__Objective__:
Repeat the records below exactly, leaving out any pictures.

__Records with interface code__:
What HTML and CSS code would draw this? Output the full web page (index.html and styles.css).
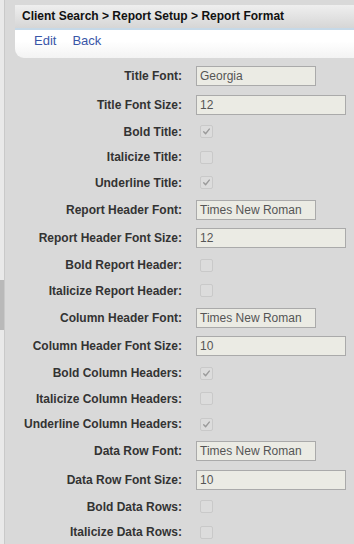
FILE: index.html
```html
<!DOCTYPE html>
<html>
<head>
<meta charset="utf-8">
<link rel="stylesheet" href="styles.css">
</head>
<body>
<div class="page">
  <div class="rail">
    <div class="rail-top"></div>
    <div class="rail-handle"></div>
    <div class="rail-bottom"></div>
  </div>
  <div class="main">
    <div class="crumbs">Client Search &gt; Report Setup &gt; Report Format</div>
    <div class="toolbar">
      <a class="tool">Edit</a>
      <a class="tool">Back</a>
    </div>
    <div class="form">
      <div class="row text"><span class="label">Title Font:</span><span class="field short">Georgia</span></div>
      <div class="row text"><span class="label">Title Font Size:</span><span class="field long">12</span></div>
      <div class="row check"><span class="label">Bold Title:</span><span class="cb on"><svg viewBox="0 0 13 13"><path d="M3.2 6.8 L5.4 9.2 L9.8 3.6" /></svg></span></div>
      <div class="row check"><span class="label">Italicize Title:</span><span class="cb"></span></div>
      <div class="row check"><span class="label">Underline Title:</span><span class="cb on"><svg viewBox="0 0 13 13"><path d="M3.2 6.8 L5.4 9.2 L9.8 3.6" /></svg></span></div>
      <div class="row text"><span class="label">Report Header Font:</span><span class="field short">Times New Roman</span></div>
      <div class="row text"><span class="label">Report Header Font Size:</span><span class="field long">12</span></div>
      <div class="row check"><span class="label">Bold Report Header:</span><span class="cb"></span></div>
      <div class="row check"><span class="label">Italicize Report Header:</span><span class="cb"></span></div>
      <div class="row text"><span class="label">Column Header Font:</span><span class="field short">Times New Roman</span></div>
      <div class="row text"><span class="label">Column Header Font Size:</span><span class="field long">10</span></div>
      <div class="row check"><span class="label">Bold Column Headers:</span><span class="cb on"><svg viewBox="0 0 13 13"><path d="M3.2 6.8 L5.4 9.2 L9.8 3.6" /></svg></span></div>
      <div class="row check"><span class="label">Italicize Column Headers:</span><span class="cb"></span></div>
      <div class="row check"><span class="label">Underline Column Headers:</span><span class="cb on"><svg viewBox="0 0 13 13"><path d="M3.2 6.8 L5.4 9.2 L9.8 3.6" /></svg></span></div>
      <div class="row text"><span class="label">Data Row Font:</span><span class="field short">Times New Roman</span></div>
      <div class="row text"><span class="label">Data Row Font Size:</span><span class="field long">10</span></div>
      <div class="row check"><span class="label">Bold Data Rows:</span><span class="cb"></span></div>
      <div class="row check"><span class="label">Italicize Data Rows:</span><span class="cb"></span></div>
    </div>
  </div>
</div>
</body>
</html>
```

FILE: styles.css
```css
html, body {
  margin: 0;
  padding: 0;
  height: 100%;
  overflow: hidden;
}
body {
  background: #d9d9d9;
  font-family: "Liberation Sans", Arial, sans-serif;
}
.page {
  display: flex;
  min-height: 544px;
}
.rail {
  width: 4px;
  flex: none;
  display: flex;
  flex-direction: column;
  border-right: 1px solid #c9c9c9;
}
.rail-top {
  height: 280px;
  background: #e9e9e9;
}
.rail-handle {
  height: 50px;
  background: #b9b9b9;
}
.rail-bottom {
  flex: 1;
  background: #e9e9e9;
}
.main {
  flex: 1;
  padding-top: 5px;
}
.crumbs {
  margin-left: 10px;
  height: 23px;
  line-height: 23px;
  padding-left: 7px;
  font-size: 12px;
  font-weight: bold;
  color: #111;
  background: linear-gradient(#efefef, #d6d6d6);
  border-bottom: 2px solid #c6d9e8;
  white-space: nowrap;
}
.toolbar {
  margin-left: 10px;
  height: 28px;
  box-sizing: border-box;
  padding-top: 3px;
  background: linear-gradient(#ffffff 40%, #f3f3f3);
  border-bottom-left-radius: 9px;
  display: flex;
  align-items: flex-start;
  gap: 16px;
  padding-left: 19px;
}
.tool {
  font-size: 13px;
  line-height: 16px;
  color: #3a56a8;
  cursor: pointer;
}
.form {
  padding-top: 4px;
}
.row {
  display: grid;
  grid-template-columns: 177px 1fr;
  column-gap: 14px;
  align-items: center;
}
.row.text {
  height: 28.5px;
}
.row.check {
  height: 25.5px;
}
.label {
  text-align: right;
  font-size: 12px;
  font-weight: bold;
  color: #333;
  white-space: nowrap;
}
.field {
  box-sizing: border-box;
  height: 20px;
  line-height: 18px;
  border: 1px solid #aaaaaa;
  background: #ebebe4;
  color: #555;
  font-size: 12px;
  padding-left: 3px;
}
.field.short {
  width: 120px;
}
.field.long {
  width: 150px;
}
.cb {
  box-sizing: border-box;
  width: 13px;
  height: 13px;
  margin-left: 4px;
  border: 1px solid #c9c9c9;
  border-radius: 2px;
  background: #dcdcdc;
  display: flex;
}
.cb svg {
  width: 11px;
  height: 11px;
}
.cb svg path {
  fill: none;
  stroke: #9a9a9a;
  stroke-width: 1.6;
  stroke-linecap: round;
  stroke-linejoin: round;
}
```
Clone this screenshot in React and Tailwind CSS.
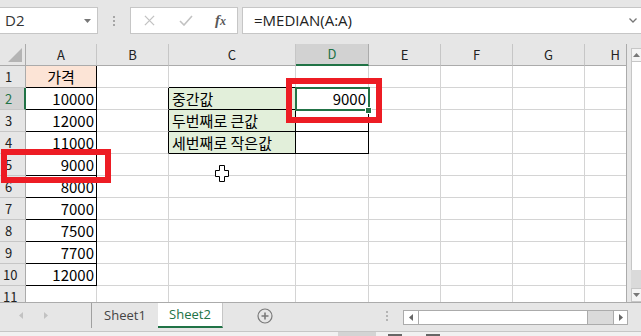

__Written solution__:
What HTML and CSS code would draw this? Output the full web page (index.html and styles.css).
FILE: index.html
```html
<!DOCTYPE html>
<html>
<head>
<meta charset="utf-8">
<link rel="stylesheet" href="styles.css">
</head>
<body>
<div class="page">
  <div class="rail">
    <div class="rail-top"></div>
    <div class="rail-handle"></div>
    <div class="rail-bottom"></div>
  </div>
  <div class="main">
    <div class="crumbs">Client Search &gt; Report Setup &gt; Report Format</div>
    <div class="toolbar">
      <a class="tool">Edit</a>
      <a class="tool">Back</a>
    </div>
    <div class="form">
      <div class="row text"><span class="label">Title Font:</span><span class="field short">Georgia</span></div>
      <div class="row text"><span class="label">Title Font Size:</span><span class="field long">12</span></div>
      <div class="row check"><span class="label">Bold Title:</span><span class="cb on"><svg viewBox="0 0 13 13"><path d="M3.2 6.8 L5.4 9.2 L9.8 3.6" /></svg></span></div>
      <div class="row check"><span class="label">Italicize Title:</span><span class="cb"></span></div>
      <div class="row check"><span class="label">Underline Title:</span><span class="cb on"><svg viewBox="0 0 13 13"><path d="M3.2 6.8 L5.4 9.2 L9.8 3.6" /></svg></span></div>
      <div class="row text"><span class="label">Report Header Font:</span><span class="field short">Times New Roman</span></div>
      <div class="row text"><span class="label">Report Header Font Size:</span><span class="field long">12</span></div>
      <div class="row check"><span class="label">Bold Report Header:</span><span class="cb"></span></div>
      <div class="row check"><span class="label">Italicize Report Header:</span><span class="cb"></span></div>
      <div class="row text"><span class="label">Column Header Font:</span><span class="field short">Times New Roman</span></div>
      <div class="row text"><span class="label">Column Header Font Size:</span><span class="field long">10</span></div>
      <div class="row check"><span class="label">Bold Column Headers:</span><span class="cb on"><svg viewBox="0 0 13 13"><path d="M3.2 6.8 L5.4 9.2 L9.8 3.6" /></svg></span></div>
      <div class="row check"><span class="label">Italicize Column Headers:</span><span class="cb"></span></div>
      <div class="row check"><span class="label">Underline Column Headers:</span><span class="cb on"><svg viewBox="0 0 13 13"><path d="M3.2 6.8 L5.4 9.2 L9.8 3.6" /></svg></span></div>
      <div class="row text"><span class="label">Data Row Font:</span><span class="field short">Times New Roman</span></div>
      <div class="row text"><span class="label">Data Row Font Size:</span><span class="field long">10</span></div>
      <div class="row check"><span class="label">Bold Data Rows:</span><span class="cb"></span></div>
      <div class="row check"><span class="label">Italicize Data Rows:</span><span class="cb"></span></div>
    </div>
  </div>
</div>
</body>
</html>
```

FILE: styles.css
```css
html, body {
  margin: 0;
  padding: 0;
  height: 100%;
  overflow: hidden;
}
body {
  background: #d9d9d9;
  font-family: "Liberation Sans", Arial, sans-serif;
}
.page {
  display: flex;
  min-height: 544px;
}
.rail {
  width: 4px;
  flex: none;
  display: flex;
  flex-direction: column;
  border-right: 1px solid #c9c9c9;
}
.rail-top {
  height: 280px;
  background: #e9e9e9;
}
.rail-handle {
  height: 50px;
  background: #b9b9b9;
}
.rail-bottom {
  flex: 1;
  background: #e9e9e9;
}
.main {
  flex: 1;
  padding-top: 5px;
}
.crumbs {
  margin-left: 10px;
  height: 23px;
  line-height: 23px;
  padding-left: 7px;
  font-size: 12px;
  font-weight: bold;
  color: #111;
  background: linear-gradient(#efefef, #d6d6d6);
  border-bottom: 2px solid #c6d9e8;
  white-space: nowrap;
}
.toolbar {
  margin-left: 10px;
  height: 28px;
  box-sizing: border-box;
  padding-top: 3px;
  background: linear-gradient(#ffffff 40%, #f3f3f3);
  border-bottom-left-radius: 9px;
  display: flex;
  align-items: flex-start;
  gap: 16px;
  padding-left: 19px;
}
.tool {
  font-size: 13px;
  line-height: 16px;
  color: #3a56a8;
  cursor: pointer;
}
.form {
  padding-top: 4px;
}
.row {
  display: grid;
  grid-template-columns: 177px 1fr;
  column-gap: 14px;
  align-items: center;
}
.row.text {
  height: 28.5px;
}
.row.check {
  height: 25.5px;
}
.label {
  text-align: right;
  font-size: 12px;
  font-weight: bold;
  color: #333;
  white-space: nowrap;
}
.field {
  box-sizing: border-box;
  height: 20px;
  line-height: 18px;
  border: 1px solid #aaaaaa;
  background: #ebebe4;
  color: #555;
  font-size: 12px;
  padding-left: 3px;
}
.field.short {
  width: 120px;
}
.field.long {
  width: 150px;
}
.cb {
  box-sizing: border-box;
  width: 13px;
  height: 13px;
  margin-left: 4px;
  border: 1px solid #c9c9c9;
  border-radius: 2px;
  background: #dcdcdc;
  display: flex;
}
.cb svg {
  width: 11px;
  height: 11px;
}
.cb svg path {
  fill: none;
  stroke: #9a9a9a;
  stroke-width: 1.6;
  stroke-linecap: round;
  stroke-linejoin: round;
}
```
Clone this screenshot in React and Tailwind CSS.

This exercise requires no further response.